Bank of Canada May Hold Key Rate Steady This Week and Year
Economists widely anticipate that the Bank of Canada will maintain its key interest rate this week. The central bank is set to announce its initial interest rate decision of 2026 on Wednesday. As of Monday morning, financial markets indicated a nearly 90 percent likelihood that the Bank will keep rates unchanged.
Current Interest Rate Situation
The Bank of Canada has held its benchmark interest rate steady at 2.25 percent since December 2025. This followed two consecutive quarter-point reductions in the latter half of the previous year. Governor Tiff Macklem stated that the current monetary policy is appropriately positioned to navigate a volatile economy while managing persistent inflationary pressures.
Economic Outlook and Forecasts
- Inflation Rate: As of December, the annual inflation rate was 2.4 percent.
- Unemployment Rate: The unemployment rate rose to 6.8 percent in the same month.
- Growth Trends: Early data suggests a slowdown in economic growth during the fourth quarter of 2025.
Rishi Sondhi, an economist at TD Bank, emphasizes that the Bank of Canada’s officials show satisfaction with the current stance. They believe that any significant deviation in economic growth or a decline in the labor market could prompt policymakers to alter their approach.
Projected Stability in Interest Rates
CIBC’s chief economist, Avery Shenfeld, indicates that recent economic data has not been compelling enough to prompt a shift in the Bank’s policy. He expects the Bank to hold its interest rate steady throughout 2026. This stability often follows a period of adjustments, allowing the economy to adapt to current borrowing rates.
Market Reactions and Business Implications
Shenfeld noted that market expectations surrounding interest rates can significantly impact economic activity. The potential for a rate hike in the future can influence mortgage and loan rates, contributing to consumer behavior in the housing market.
While current mortgage rates are not particularly low, the Bank’s indications that rate cuts may not be forthcoming could encourage homebuyers to enter the market. Businesses, too, rely on cues from the Bank of Canada for their investment and planning strategies, despite the central bank’s rates being less of a concern for companies in the past year.

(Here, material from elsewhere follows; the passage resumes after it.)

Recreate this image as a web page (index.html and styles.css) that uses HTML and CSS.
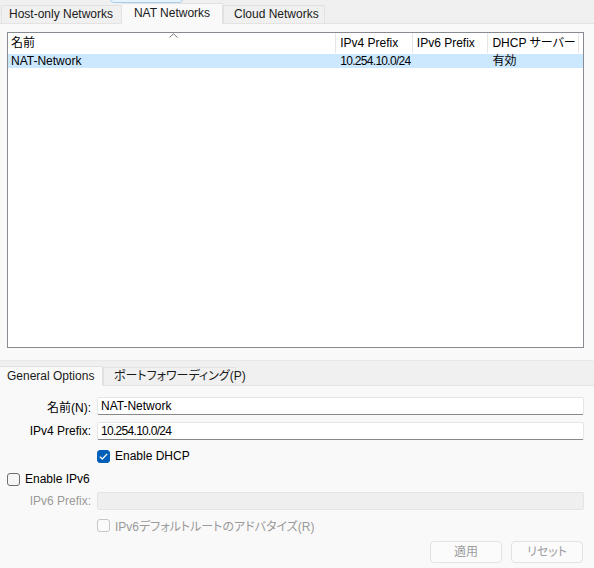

Risks to the Economic Outlook
The upcoming review of the Canada-U.S.-Mexico trade agreement presents a potential risk to the financial landscape. Trade tensions and tariff uncertainties remain significant factors that could influence the Bank’s rate decisions this year.
Shenfeld warns that unexpected economic shocks, such as a stock market downturn, could prompt the Bank of Canada to reconsider its current stance. He concludes that trade dynamics will likely pose the most considerable threat to the Bank’s outlook in 2026.